Most small companies can’t afford to do what it takes to hire, train, and assimilate people who have never worked. However, there is some incentive. The Small Business Job Protection Act of 1996 authorized the Work Opportunity Tax Credit (WOTC) Program to help move people from welfare to work. By hiring certain job seekers, employers can reduce their federal tax liability by as much as $2,100 per qualified new worker or $1,050 per qualified summer youth. If you’re interested, you can sign up online on the Small Business Administration’s Web site, www.sba.gov/welfare.
• Parolees. Several states will provide bond for hired ex-cons and some, such as Texas, even have work-release pro-grams which train and support parolees entering the workforce. A major draw-back, however, is parolee employers have to be especially careful about negligent hiring lawsuits.
• Full-time employees looking for a second job. More than seven million people in the U.S. hold at least two jobs at once. To attract them, recruiting efforts should emphasize a second income, flexible hours, and other benefits that would appeal to people working more than one job.
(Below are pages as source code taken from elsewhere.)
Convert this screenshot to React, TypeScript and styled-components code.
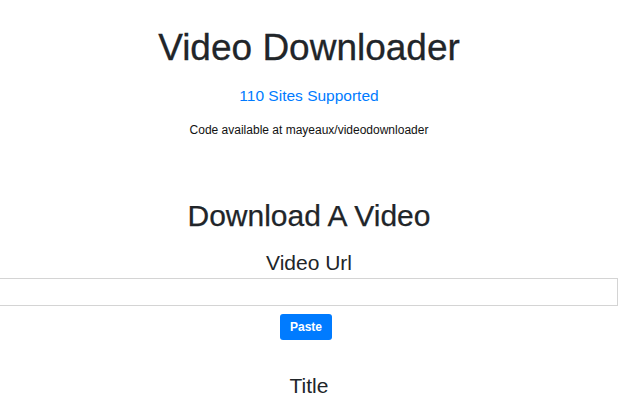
import React from 'react';
import styled, { createGlobalStyle } from 'styled-components';

const GlobalStyle = createGlobalStyle`
  body {
    margin: 0;
    background: #fff;
    color: #212529;
    font-family: "Liberation Sans", Arial, sans-serif;
  }
`;

/**
 * Page container.
 */
const Page = styled.div`
  display: flex;
  flex-direction: column;
  align-items: center;
  text-align: center;
  padding-top: 26px;
`;

const Heading = styled.h1`
  font-size: 37px;
  font-weight: 500;
  line-height: 1.2;
  margin: 0;
  -webkit-text-stroke: 0.3px #212529;
`;

const SitesLink = styled.a`
  font-size: 15.5px;
  color: #007bff;
  text-decoration: none;
  margin-top: 17px;
  line-height: 1.2;
`;

const Note = styled.p`
  font-size: 12px;
  margin: 17px 0 0;
  line-height: 1.2;
  color: #111;
`;

const SubHeading = styled.h2`
  font-size: 30px;
  font-weight: 500;
  line-height: 1.2;
  margin: 61px 0 0;
  -webkit-text-stroke: 0.25px #212529;
`;

const Label = styled.label<{ $top: number }>`
  font-size: 21px;
  line-height: 1.1;
  margin-top: ${props => props.$top}px;
`;

const Form = styled.div`
  width: 100%;
  display: flex;
  flex-direction: column;
  align-items: center;
`;

const UrlInput = styled.input`
  box-sizing: border-box;
  width: calc(100% + 1px);
  margin: 4px 0 0 -2px;
  height: 28px;
  border: 1px solid #d4d4d4;
  border-radius: 0;
  outline: none;
`;

const PasteButton = styled.button`
  margin: 8px 0 0 -6px;
  width: 52px;
  height: 26px;
  background: #007bff;
  color: #fff;
  border: none;
  border-radius: 3px;
  font-family: "Liberation Sans", Arial, sans-serif;
  font-weight: 700;
  font-size: 12px;
  padding: 0;
`;

const App: React.FC = () => {
  return (
    <>
      <GlobalStyle />
      <Page>
        <Heading>Video Downloader</Heading>
        <SitesLink href="#">110 Sites Supported</SitesLink>
        <Note>Code available at mayeaux/videodownloader</Note>
        <SubHeading>Download A Video</SubHeading>
        <Form>
          <Label $top={17}>Video Url</Label>
          <UrlInput type="text" />
          <PasteButton>Paste</PasteButton>
          <Label $top={34}>Title</Label>
        </Form>
      </Page>
    </>
  );
};

export default App;
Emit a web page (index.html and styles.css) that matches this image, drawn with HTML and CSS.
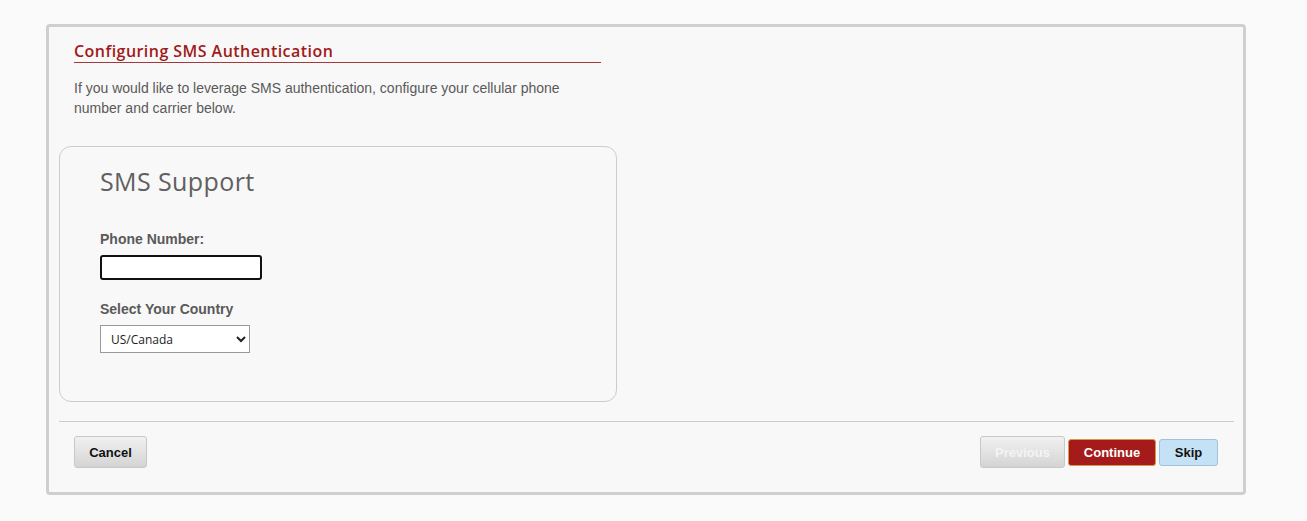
FILE: index.html
```html
<!DOCTYPE html>
<html lang="en">
<head>
  <meta charset="UTF-8" />
  <title>Configuring SMS Authentication</title>
  <link rel="stylesheet" href="styles.css">
</head>
<body>

  <div class="wizard">
    <div class="wizard-body">
      <h1 class="step-title">Configuring SMS Authentication</h1>
      <p class="intro">If you would like to leverage SMS authentication, configure your cellular phone<br>number and carrier below.</p>

      <div class="panel">
        <h2>SMS Support</h2>
        <label class="field-label" for="phone">Phone Number:</label>
        <input type="text" id="phone" class="phone-input" autofocus>
        <label class="field-label" for="country">Select Your Country</label>
        <select id="country" class="country-select">
          <option>US/Canada</option>
        </select>
      </div>
    </div>

    <!-- Footer buttons -->
    <div class="wizard-footer">
      <button class="btn btn-gray btn-cancel">Cancel</button>
      <div class="right-buttons">
        <button class="btn btn-gray btn-disabled">Previous</button>
        <button class="btn btn-red">Continue</button>
        <button class="btn btn-blue">Skip</button>
      </div>
    </div>
  </div>

</body>
</html>
```

FILE: styles.css
```css
* { margin: 0; padding: 0; box-sizing: border-box; }
body {
  background: #fbfafa;
  font-family: "Liberation Sans", Arial, sans-serif;
  padding: 24px 0 0 46px;
}

/* Outer wizard box */
.wizard {
  width: 1200px;
  height: 471px;
  background: #f8f8f8;
  border: 3px solid #cfcfcf;
  border-radius: 4px;
  display: flex;
  flex-direction: column;
}
.wizard-body {
  padding: 14px 0 0 10px;
  flex: 1;
}

.step-title {
  font-family: "Open Sans", sans-serif;
  font-size: 16px;
  font-weight: 600;
  letter-spacing: 0.45px;
  color: #a11a1a;
  width: 527px;
  margin-left: 15px;
  border-bottom: 1px solid #a33a3a;
  line-height: 21px;
}
.intro {
  margin: 15px 0 0 15px;
  font-size: 14px;
  line-height: 20px;
  color: #5a5a5a;
}

/* SMS panel */
.panel {
  margin-top: 28px;
  width: 558px;
  height: 256px;
  border: 1px solid #cccccc;
  border-radius: 12px;
  padding: 17px 40px 0;
  display: flex;
  flex-direction: column;
  align-items: flex-start;
}
.panel h2 {
  font-family: "Open Sans", sans-serif;
  font-size: 25px;
  font-weight: 400;
  letter-spacing: 0.4px;
  color: #606060;
  line-height: 34px;
  margin-bottom: 32px;
}
.field-label {
  font-size: 14px;
  font-weight: bold;
  color: #5a5a5a;
  line-height: 18px;
  margin-bottom: 7px;
}
.phone-input {
  width: 162px;
  height: 25px;
  border: 2px solid #111;
  border-radius: 3px;
  background: #fff;
  margin-bottom: 20px;
  outline: none;
  padding: 0 4px;
  font-size: 13px;
}
.country-select {
  width: 150px;
  height: 28px;
  border: 1px solid #999;
  background: #fff;
  font-family: "Open Sans", sans-serif;
  font-size: 12px;
  color: #222;
  padding: 0 6px;
}

/* Footer */
.wizard-footer {
  margin: 0 9px 0 10px;
  border-top: 1px solid #cccccc;
  padding: 14px 16px 24px 15px;
  display: flex;
  justify-content: space-between;
  align-items: center;
}
.right-buttons {
  display: flex;
  align-items: center;
  gap: 3px;
}
.btn {
  font-family: "Liberation Sans", Arial, sans-serif;
  font-size: 13px;
  font-weight: bold;
  border-radius: 3px;
  cursor: pointer;
}
.btn-gray {
  height: 32px;
  background: linear-gradient(#f1f1f1, #d4d4d4);
  border: 1px solid #c8c8c8;
  color: #111;
}
.btn-cancel { width: 73px; }
.btn-disabled {
  color: #f4f4f4;
  width: 85px;
}
.btn-red {
  height: 27px;
  width: 88px;
  background: #a51b1b;
  border: 1px solid #d59a4a;
  color: #fff;
}
.btn-blue {
  height: 27px;
  width: 59px;
  background: #c5e1f5;
  border: 1px solid #9ec3dd;
  color: #111;
}
```
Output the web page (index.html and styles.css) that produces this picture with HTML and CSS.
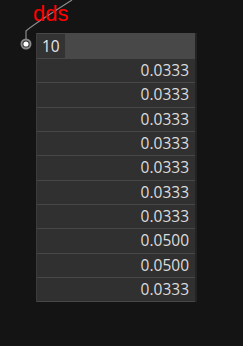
FILE: index.html
```html
<!DOCTYPE html>
<html lang="en">
<head>
  <meta charset="UTF-8">
  <title>Node</title>
  <link rel="stylesheet" href="styles.css">
</head>
<body>
  <div class="canvas">
    <svg class="wire" width="243" height="60" viewBox="0 0 243 60">
      <path d="M26 39 L26 31 C30 27 50 14 72 0" fill="none" stroke="#8a8a8a" stroke-width="1.2"/>
      <circle cx="26" cy="44" r="5.5" fill="#8a8a8a"/>
      <circle cx="26" cy="44" r="3.6" fill="#2a2a2a"/>
      <circle cx="26" cy="44" r="2.6" fill="#ffffff"/>
    </svg>

    <div class="node-title">dds</div>

    <div class="node">
      <div class="node-head">
        <span class="count">10</span>
      </div>
      <div class="rows">
        <div class="row">0.0333</div>
        <div class="row">0.0333</div>
        <div class="row">0.0333</div>
        <div class="row">0.0333</div>
        <div class="row">0.0333</div>
        <div class="row">0.0333</div>
        <div class="row">0.0333</div>
        <div class="row">0.0500</div>
        <div class="row">0.0500</div>
        <div class="row">0.0333</div>
      </div>
    </div>
  </div>
</body>
</html>
```

FILE: styles.css
```css
body {
  margin: 0;
  background-color: #141414;
  font-family: "Open Sans", "Noto Sans", sans-serif;
}
.canvas {
  position: relative;
  width: 243px;
  height: 346px;
  overflow: hidden;
}
.wire {
  position: absolute;
  left: 0;
  top: 0;
}
.node-title {
  position: absolute;
  left: 33px;
  top: 3px;
  font-family: "Liberation Sans", Arial, sans-serif;
  font-size: 22px;
  line-height: 22px;
  color: #ff0000;
}
.node {
  position: absolute;
  left: 36px;
  top: 33px;
  width: 161px;
  box-sizing: border-box;
  border-left: 1px solid #3c3c3c;
  border-right: 2px solid #232323;
}
.node-head {
  display: flex;
  height: 26px;
  background-color: #484848;
  padding: 1px 0 1px 0;
  box-sizing: border-box;
}
.count {
  display: flex;
  align-items: center;
  width: 28px;
  padding-left: 5px;
  box-sizing: border-box;
  background-color: #333333;
  color: #e6e6e6;
  font-size: 15.5px;
}
.row {
  height: 24.33px;
  box-sizing: border-box;
  border-bottom: 1px solid #474747;
  background-color: #303030;
  color: #dcdcdc;
  font-size: 15.5px;
  line-height: 23px;
  text-align: right;
  padding-right: 6px;
}
```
• Parents with young children. Full-time workers may be interested in part-time work in order to be home more often with their children. A great place to recruit them is through daycare centers near your location where they drop off and pick up their children.
• Newcomers. People moving into your neighborhood may be very interested in working close to home. Even those who moved in because of a job they already have might have a spouse who’s looking for work. Realtors and your local "welcome wagon" are great sources for these recruits.
As in any type of marketing, the goal of recruiting is to attract interest in your company in a cost-effective manner. It means reaching out through as many channels as possible to find where this interest may be. You want to stand out as the kind of organization that the best people want to work for. After all, the best you can hire can’t be any better than the best of those who apply.